Retailers including Amazon, Apple and Walmart are set to see a hit to revenues as they shutter operations in China while the coronavirus wipes $420 billion (£320 billion) from its economy.
As the number of infections from the deadly coronavirus top 11,000, meaning more people have been infected within a month than they were by SARS in nine months, companies from across the globe with significant operations in the region have scrambled to shut their shops and factories to contain the spread.
Commerce within much of China has already been largely stopped in its tracks since the virus was first reported leading traders to offload shares in companies who have large exposure to China and sell the yuan.
This saw $420 billion (£320 billion) wiped from its benchmark stock index today on the first day of trading since the Chinese Lunar New Year.

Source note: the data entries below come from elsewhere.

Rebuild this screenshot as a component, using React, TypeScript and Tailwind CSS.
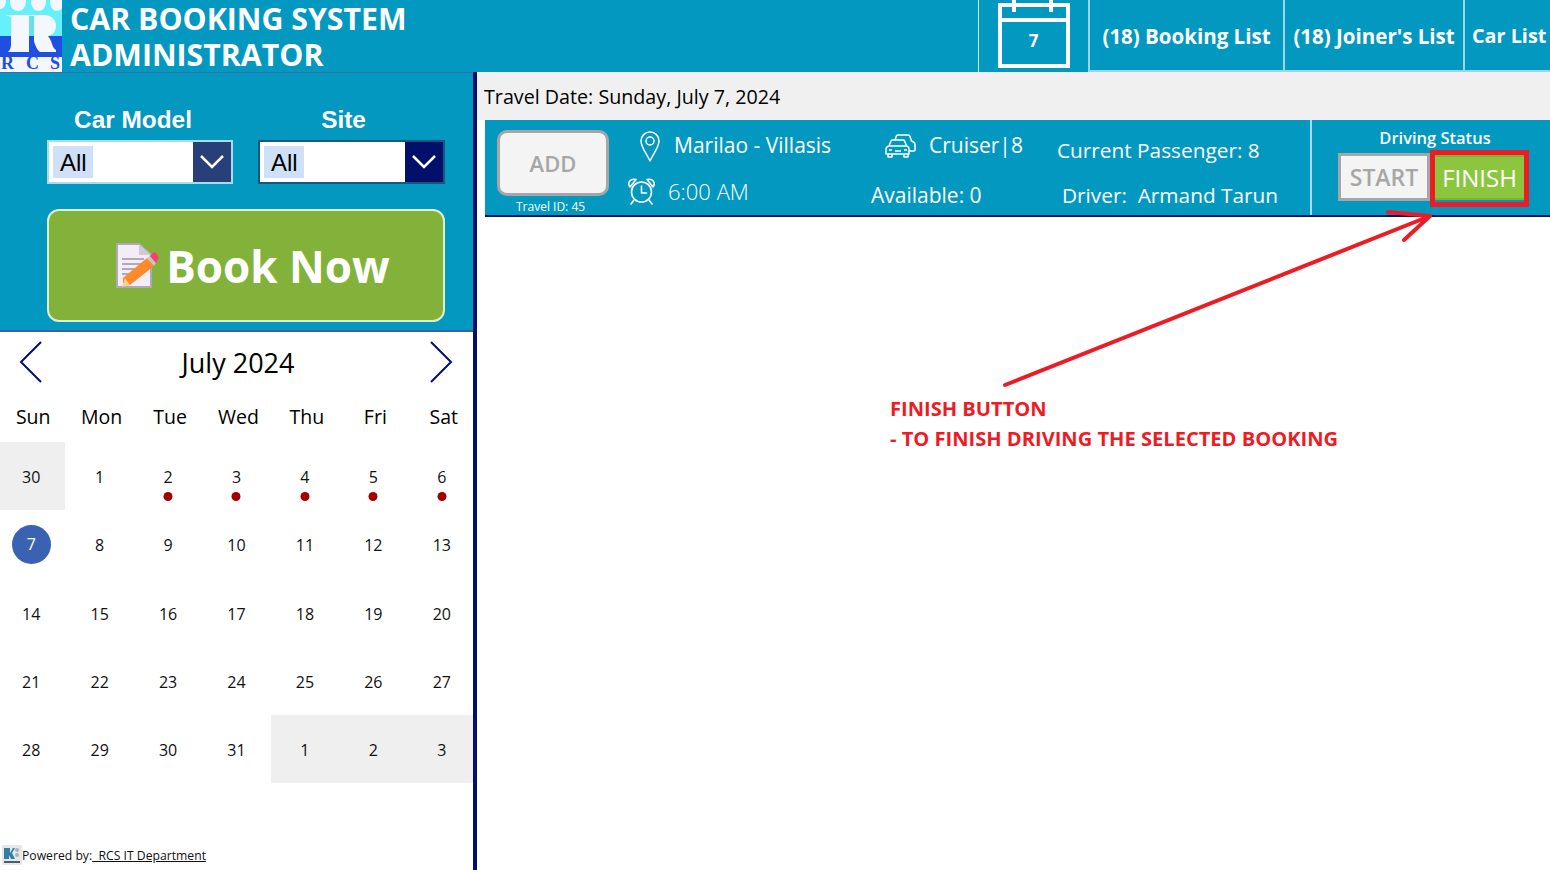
import React from "react";

const font = "font-['Open_Sans','Noto_Sans',sans-serif]";

const days = ["Sun", "Mon", "Tue", "Wed", "Thu", "Fri", "Sat"];
const cells = [
  30, 1, 2, 3, 4, 5, 6, 7, 8, 9, 10, 11, 12, 13, 14, 15, 16, 17, 18, 19, 20, 21, 22, 23, 24, 25, 26, 27, 28, 29, 30, 31,
  1, 2, 3,
];

function Logo() {
  return (
    <svg width="62" height="72" viewBox="0 0 62 72" className="shrink-0">
      <rect width="62" height="72" fill="#66f0fb" />
      <rect y="36" width="62" height="21" fill="#1f4fe0" />
      <rect y="57" width="62" height="15" fill="#f5f7ff" />
      <path d="M0 0h6c0 5-2 9-6 9zM10 0h16c0 7-3 11-8 11s-8-4-8-11zM31 0h15c0 7-3 11-7.500 11S31 7 31 0zM50 0h12v8c-1 2-3 3-5 3-4 0-7-4-7-11z" fill="#f5f7ff" />
      <path d="M6 15h38c8 0 12 5 12 11 0 5-3 9-8 10 2 2 3 5 4 8 1 3 2 5 4 6v2H40c-3-2-5-7-6-11v-5h-5v16H8c2-2 3-4 3-8V17z" fill="#f5f7ff" />
      <rect x="29" y="16" width="5" height="20" fill="#66e0ee" />
      <rect x="29" y="36" width="4" height="16" fill="#1f4fe0" />
      <g fontFamily="'Liberation Serif',serif" fontWeight="700" fontSize="18" fill="#1f4fe0">
        <text x="1" y="69">R</text>
        <text x="26" y="69">C</text>
        <text x="50" y="69">S</text>
      </g>
    </svg>
  );
}

function CalendarIcon() {
  return (
    <svg width="72" height="68" viewBox="0 0 72 68" fill="none" stroke="#fff" strokeWidth="4" className="shrink-0">
      <path d="M2 5h68v61H2zM2 20h68M16 0v12M53 0v12" />
    </svg>
  );
}

function PinIcon() {
  return (
    <svg width="20" height="31" viewBox="0 0 20 31" fill="none" stroke="#fff" strokeWidth="1.500" strokeLinejoin="round" className="shrink-0">
      <path d="M10 30C6.500 22 1 16.500 1 10a9 9 0 0 1 18 0c0 6.500-5.500 12-9 20z" />
      <circle cx="10" cy="10" r="4" />
    </svg>
  );
}

function ClockIcon() {
  return (
    <svg width="29" height="28" viewBox="0 0 29 28" fill="none" stroke="#fff" strokeWidth="1.600" strokeLinecap="round" strokeLinejoin="round" className="shrink-0">
      <circle cx="14.500" cy="15" r="10" />
      <path d="M14.500 9v7h5" />
      <path d="M3 10C0 6 3 1 9 2.500zM26 10c3-4 0-9-6-7.500z" />
      <path d="M7 23l-3 4M22 23l3 4" />
    </svg>
  );
}

function CarsIcon() {
  return (
    <svg width="31" height="24" viewBox="0 0 31 24" fill="none" stroke="#fff" strokeWidth="1.500" strokeLinejoin="round" className="shrink-0">
      <path d="M10 6l1.500-4.200C11.800 1 12.400 1 13 1h10c1 0 1.500.4 1.800 1l1.700 5c2 .6 3.500 1.600 3.500 3.500V16c0 .6-.5 1-1 1h-5" />
      <path d="M4 12l2-5c.3-.7.8-1 1.500-1H18c.8 0 1.300.3 1.600 1l2 5c1.600.5 2.400 1.500 2.400 3v5H1v-5c0-1.500 1.300-2.500 3-3zM4 12h18M3 20v3h4v-3M19 20v3h4v-3M4 16h3M19 16h3M10 17h6" />
    </svg>
  );
}

function NoteIcon() {
  return (
    <svg width="43" height="46" viewBox="0 0 43 46" className="shrink-0">
      <path d="M1 1h22l12 11v32H1z" fill="#f2edf8" stroke="#b0a8b8" strokeWidth="2" strokeLinejoin="round" />
      <path d="M23 1v11h12z" fill="#cfcad6" />
      <path d="M6 16h22M6 21h22M6 26h18M6 31h12" stroke="#9d90a6" strokeWidth="1.500" />
      <path d="M7 35l24-20 7 8-24 19-7 1z" fill="#ff8a2b" />
      <path d="M9 35l5 7-8 2z" fill="#ffd18b" />
      <path d="M31 15l3-2 6 7-2 3z" fill="#c9c4cf" />
      <path d="M34 13l3-3c1-1 2-1 3 0l2 3c1 1 1 2 0 3l-2 4z" fill="#ff3d6e" />
    </svg>
  );
}

function TinyLogo() {
  return (
    <svg width="20" height="20" viewBox="0 0 20 20" className="shrink-0 -mt-[3px]">
      <rect width="20" height="20" fill="#e4e8ea" />
      <path d="M2 3h6v5l3-5h2l-3 5 3 6H9L7 10v4H2z" fill="#2f7fa8" />
      <circle cx="15" cy="5" r="2" fill="#a8b4ba" />
      <circle cx="15" cy="10" r="2" fill="#a8b4ba" />
      <rect x="2" y="16" width="16" height="2" fill="#4a5f6b" />
    </svg>
  );
}

function Dropdown({ tone, border }: { tone: string; border: string }) {
  return (
    <div className={`flex h-[44px] border-2 ${border} bg-white`}>
      <div className="flex flex-1 items-center pl-[4px]">
        <span className="flex h-[32px] w-[40px] items-center bg-[#cfe1f9] pl-[7px] pt-[1px] font-['Liberation_Sans',sans-serif] text-[24px] text-black">
          All
        </span>
      </div>
      <div className={`flex w-[38px] items-center justify-center ${tone}`}>
        <svg width="24" height="14" viewBox="0 0 24 14" fill="none" stroke="#fff" strokeWidth="2.500">
          <path d="M1 1l11 11L23 1" />
        </svg>
      </div>
    </div>
  );
}

export default function App() {
  return (
    <div className={`flex h-[870px] w-[1550px] flex-col overflow-hidden bg-white ${font}`}>
      <header className="flex h-[72px] shrink-0 items-stretch bg-[#0398c0] text-white">
        <Logo />
        <h1 className="w-[916px] shrink-0 pl-[8px] pt-[1px] text-[30.300px] font-bold leading-[36px]">
          CAR BOOKING SYSTEM
          <br />
          ADMINISTRATOR
        </h1>
        <div className="flex w-[110px] shrink-0 justify-center border-l border-white/80">
          <div className="relative h-[68px]">
            <CalendarIcon />
            <span className="absolute inset-x-0 top-[28px] text-center text-[17px] font-bold">7</span>
          </div>
        </div>
        <div className="flex w-[195px] shrink-0 items-center justify-center border-b-2 border-l-2 border-white/60 pt-[2px] text-[20.500px] font-bold">
          (18) Booking List
        </div>
        <div className="flex w-[180px] shrink-0 items-center justify-center border-b-2 border-l-2 border-white/60 pt-[2px] text-[20.500px] font-bold">
          (18) Joiner's List
        </div>
        <div className="flex flex-1 items-center whitespace-nowrap border-b-2 border-l-2 border-white/60 pl-[7px] pt-[2px] text-[19.800px] font-bold">
          Car List
        </div>
      </header>

      <div className="flex min-h-0 flex-1">
        <aside className="flex w-[477px] shrink-0 flex-col border-r-4 border-[#02106b]">
          <div className="h-[260px] shrink-0 border-t border-[#3f6aa8] border-b-2 border-b-[#3c5fa8] bg-[#0398c0] pl-[47px] pr-[28px]">
            <div className="mt-[34px] flex gap-[25px]">
              <div className="w-[186px]">
                <div className="h-[33px] pr-[14px] text-center font-['Liberation_Sans',sans-serif] text-[24.400px] font-bold leading-[25px] text-white">
                  Car Model
                </div>
                <Dropdown tone="bg-[#27407a]" border="border-[#a9dcea]" />
              </div>
              <div className="w-[187px]">
                <div className="h-[33px] pr-[16px] text-center font-['Liberation_Sans',sans-serif] text-[24.400px] font-bold leading-[25px] text-white">
                  Site
                </div>
                <Dropdown tone="bg-[#02106b]" border="border-[#14587f]" />
              </div>
            </div>
            <button className="mt-[25px] flex h-[113px] w-full items-center justify-center gap-[7px] rounded-[12px] border-2 border-[#dff0d0] bg-[#82b23a] pl-[14px] text-white">
              <NoteIcon />
              <span className="text-[44px] font-bold leading-none">Book Now</span>
            </button>
          </div>

          <div className="relative flex flex-1 flex-col overflow-hidden">
            <div className="flex h-[63px] shrink-0 items-center justify-between pl-[19px] pr-[20px] text-[#02106b]">
              <svg width="24" height="42" viewBox="0 0 24 42" fill="none" stroke="#02106b" strokeWidth="2" className="-mt-[4px]">
                <path d="M22 1L2 21l20 20" />
              </svg>
              <span className="pl-[4px] text-[27px] text-black">July 2024</span>
              <svg width="24" height="42" viewBox="0 0 24 42" fill="none" stroke="#02106b" strokeWidth="2" className="-mt-[4px]">
                <path d="M2 1l20 20L2 41" />
              </svg>
            </div>
            <div className="ml-[-1px] grid h-[47px] w-[479px] shrink-0 grid-cols-7 items-center pb-[3px] text-center text-[19.500px] text-black">
              {days.map((d) => (
                <div key={d}>{d}</div>
              ))}
            </div>
            <div className="ml-[-3px] grid w-[479px] grid-cols-7 auto-rows-[68.300px] text-center text-[16px] text-[#111]">
              {cells.map((n, i) => {
                const muted = i === 0 || i > 31;
                const dot = i >= 2 && i <= 6;
                const selected = i === 7;
                return (
                  <div key={i} className={`relative flex items-center justify-center ${muted ? "bg-[#efefef]" : ""}`}>
                    {selected ? (
                      <span className="flex h-[39px] w-[39px] items-center justify-center rounded-full bg-[#3a62b3] text-white">
                        {n}
                      </span>
                    ) : (
                      <span className="pt-[2px]">{n}</span>
                    )}
                    {dot && <span className="absolute left-1/2 top-[50px] h-[9px] w-[9px] -translate-x-1/2 rounded-full bg-[#a30000]" />}
                  </div>
                );
              })}
            </div>
            <div className="mb-[3px] mt-auto flex h-[21px] items-center pl-[2px] text-[12.200px] text-[#111]">
              <TinyLogo />
              <span className="whitespace-nowrap">
                Powered by:
                <span className="underline">&nbsp; RCS IT Department</span>
              </span>
            </div>
          </div>
        </aside>

        <main className="relative flex min-w-0 flex-1 flex-col">
          <div className="flex h-[48px] shrink-0 items-center bg-[#f0f0f0] pl-[7px] pt-[2px] text-[19.700px] text-black">
            Travel Date: Sunday, July 7, 2024
          </div>
          <div className="ml-[8px] flex h-[97px] border-b-2 border-[#02106b] bg-[#0398c0] text-white">
            <div className="ml-[12px] mr-[18px] w-[112px] shrink-0 pt-[10px]">
              <div className="flex h-[66px] items-center justify-center rounded-[10px] border-[3px] border-[#a6a6a6] bg-[#f4f4f4] pt-[1px] text-[22px] font-semibold text-[#a6a6a6]">
                ADD
              </div>
              <div className="mt-[3px] whitespace-nowrap pl-[19px] text-[12px] leading-[16px]">Travel ID: 45</div>
            </div>
            <div className="w-[244px] shrink-0">
              <div className="flex h-[51px] items-center pl-[13px] pt-[1px]">
                <PinIcon />
                <span className="ml-[14px] text-[21px]">Marilao - Villasis</span>
              </div>
              <div className="flex h-[44px] items-center pb-[4px]">
                <ClockIcon />
                <span className="ml-[12px] text-[22px] font-light">6:00 AM</span>
              </div>
            </div>
            <div className="w-[186px] shrink-0">
              <div className="flex h-[51px] items-center pl-[14px]">
                <CarsIcon />
                <span className="ml-[13px] whitespace-nowrap pt-[1px] text-[21px]">Cruiser|8</span>
              </div>
              <div className="flex h-[46px] items-center pt-[3px] text-[21px]">Available: 0</div>
            </div>
            <div className="w-[253px] shrink-0 text-[20.800px]">
              <div className="flex h-[61px] items-center">Current Passenger: 8</div>
              <div className="flex h-[33px] items-center whitespace-pre pb-[3px] pl-[5px]">Driver:  Armand Tarun</div>
            </div>
            <div className="flex-1 border-l-2 border-[#a9dcea]">
              <div className="h-[30px] w-[246px] pt-[6px] text-center text-[16.500px] font-semibold leading-[24px]">Driving Status</div>
              <div className="ml-[26px] flex items-start">
                <div className="mt-[3px] flex h-[48px] w-[92px] items-center justify-center border-[3px] border-[#a6a6a6] bg-[#f4f4f4] text-[23px] font-semibold text-[#a6a6a6]">
                  START
                </div>
                <div className="h-[57px] w-[99px] border-[5px] border-[#ed1c24] bg-[#0398c0]">
                  <div className="flex h-[45px] items-center justify-center border-y-[2px] border-t-[#7fb338] border-b-[#7fb338] bg-[#8cc63f] text-[24px] font-medium">
                    FINISH
                  </div>
                </div>
              </div>
            </div>
          </div>

          <svg width="560" height="190" viewBox="0 0 560 190" fill="none" stroke="#ed1c24" strokeWidth="4" strokeLinecap="round" className="absolute left-[523px] top-[136px]">
            <path d="M5 177L430 8M388 4l42 4M404 32L430 8" />
          </svg>
          <div className="absolute left-[413px] top-[322px] text-[20.100px] font-bold leading-[30px] text-[#ed1c24]">
            <div>FINISH BUTTON</div>
            <div>- TO FINISH DRIVING THE SELECTED BOOKING</div>
          </div>
        </main>
      </div>
    </div>
  );
}
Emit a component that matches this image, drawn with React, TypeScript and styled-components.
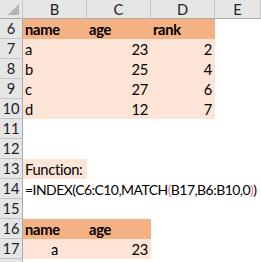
import React from 'react';
import styled, { createGlobalStyle } from 'styled-components';

const GlobalStyle = createGlobalStyle`
  html, body { margin: 0; padding: 0; background: #ffffff; }
  body { font-family: Lato, "Liberation Sans", sans-serif; }
`;

const Sheet = styled.div`
  display: grid;
  grid-template-columns: 23px 64px 64px 64px 1fr;
  grid-auto-rows: 20px;
  grid-template-rows: 19px;
  width: 261px;
  height: 262px;
  overflow: hidden;
  font-size: 14.7px;
  color: #000;
`;

const Corner = styled.div`
  background: #e6e6e6;
  border-right: 1px solid #c6c6c6;
  border-bottom: 1px solid #ababab;
  box-sizing: border-box;
  display: flex;
  align-items: flex-end;
  justify-content: flex-end;
  padding: 0 3px 3px 0;
`;

const ColHead = styled.div`
  background: #e6e6e6;
  border-right: 1px solid #c6c6c6;
  border-bottom: 1px solid #ababab;
  box-sizing: border-box;
  display: flex;
  align-items: center;
  justify-content: center;
  color: #222;
`;

const RowHead = styled.div`
  background: #e6e6e6;
  border-right: 1px solid #ababab;
  border-bottom: 1px solid #c6c6c6;
  box-sizing: border-box;
  display: flex;
  align-items: flex-end;
  justify-content: center;
  padding-bottom: 1px;
  color: #222;
`;

type Fill = 'head' | 'body' | 'none';

const Cell = styled.div<{ $fill: Fill; $align?: 'left' | 'right' | 'center'; $bold?: boolean }>`
  background: ${(p) => (p.$fill === 'head' ? '#f4b183' : p.$fill === 'body' ? '#fce4d6' : 'transparent')};
  display: flex;
  align-items: flex-end;
  justify-content: ${(p) => (p.$align === 'right' ? 'flex-end' : p.$align === 'center' ? 'center' : 'flex-start')};
  padding: 0 3px 1px 2px;
  font-weight: ${(p) => (p.$bold ? 700 : 400)};
  letter-spacing: -0.3px;
  white-space: nowrap;
  overflow: visible;
  min-width: 0;
`;

const Formula = styled.span`
  white-space: nowrap;
  position: relative;
  z-index: 2;
  font-size: 14px;
  letter-spacing: -0.55px;
`;

const Paren = styled.span`
  color: #e8739c;
`;

type CellDef = { text?: string; fill: Fill; align?: 'left' | 'right' | 'center'; bold?: boolean };

const blank: CellDef[] = [{ fill: 'none' }, { fill: 'none' }, { fill: 'none' }, { fill: 'none' }];

const rows: { num: number; cells: CellDef[] }[] = [
  { num: 6, cells: [
    { text: 'name', fill: 'head', bold: true },
    { text: 'age', fill: 'head', bold: true },
    { text: 'rank', fill: 'head', bold: true },
    { fill: 'none' },
  ] },
  ...[['a', '23', '2'], ['b', '25', '4'], ['c', '27', '6'], ['d', '12', '7']].map((r, i) => ({
    num: 7 + i,
    cells: [
      { text: r[0], fill: 'body' as Fill },
      { text: r[1], fill: 'body' as Fill, align: 'right' as const },
      { text: r[2], fill: 'body' as Fill, align: 'right' as const },
      { fill: 'none' as Fill },
    ],
  })),
  { num: 11, cells: blank },
  { num: 12, cells: blank },
  { num: 13, cells: [{ text: 'Function:', fill: 'body' }, { fill: 'none' }, { fill: 'none' }, { fill: 'none' }] },
];

const Triangle = () => (
  <svg width="11" height="11" viewBox="0 0 11 11">
    <polygon points="11,0 11,11 0,11" fill="#b4b4b4" />
  </svg>
);

export default function App() {
  return (
    <>
      <GlobalStyle />
      <Sheet>
        <Corner><Triangle /></Corner>
        <ColHead>B</ColHead>
        <ColHead>C</ColHead>
        <ColHead>D</ColHead>
        <ColHead>E</ColHead>

        {rows.map((r) => (
          <React.Fragment key={r.num}>
            <RowHead>{r.num}</RowHead>
            {r.cells.map((c, i) => (
              <Cell key={i} $fill={c.fill} $align={c.align} $bold={c.bold}>{c.text}</Cell>
            ))}
          </React.Fragment>
        ))}

        <RowHead>14</RowHead>
        <Cell $fill="none">
          <Formula>
            =INDEX(C6:C10,MATCH<Paren>(</Paren>B17,B6:B10,0<Paren>)</Paren>)
          </Formula>
        </Cell>
        <Cell $fill="none" />
        <Cell $fill="none" />
        <Cell $fill="none" />

        <RowHead>15</RowHead>
        <Cell $fill="none" />
        <Cell $fill="none" />
        <Cell $fill="none" />
        <Cell $fill="none" />

        <RowHead>16</RowHead>
        <Cell $fill="head" $bold>name</Cell>
        <Cell $fill="head" $bold>age</Cell>
        <Cell $fill="none" />
        <Cell $fill="none" />

        <RowHead>17</RowHead>
        <Cell $fill="body" $align="center">a</Cell>
        <Cell $fill="body" $align="right">23</Cell>
        <Cell $fill="none" />
        <Cell $fill="none" />

        <RowHead />
      </Sheet>
    </>
  );
}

Apple announced last week that it would close all of its corporate offices, stores and contact centers in mainland China until at least February 9, leading analysts to predict around 1 million iPhone sales to be delayed.
A slew of companies including Walmart, Amazon, Disney, Tesla, Microsoft, Google, McDonalds and Starbucks have all made similar moves to prevent any travel for employees to and from China and shut operations temporarily.
The closure of stores and factories have led a number of these companies to warn of a potential impact to profitability in the current quarter, subsequently piling pressure on their stocks.
According to the chief executive of the World Travel and Tourism Council Gloria Guevara the 2003 SARS outbreak cost the global economy between $40 billion (£30 billion) and $60 billion (£45 billion) and cost China 2.8 million jobs.
She added that the economic cost of the outbreak is “not related to the virus” but is “related to the panic”, stating that it can take over a year for tourism and spending to fully recover.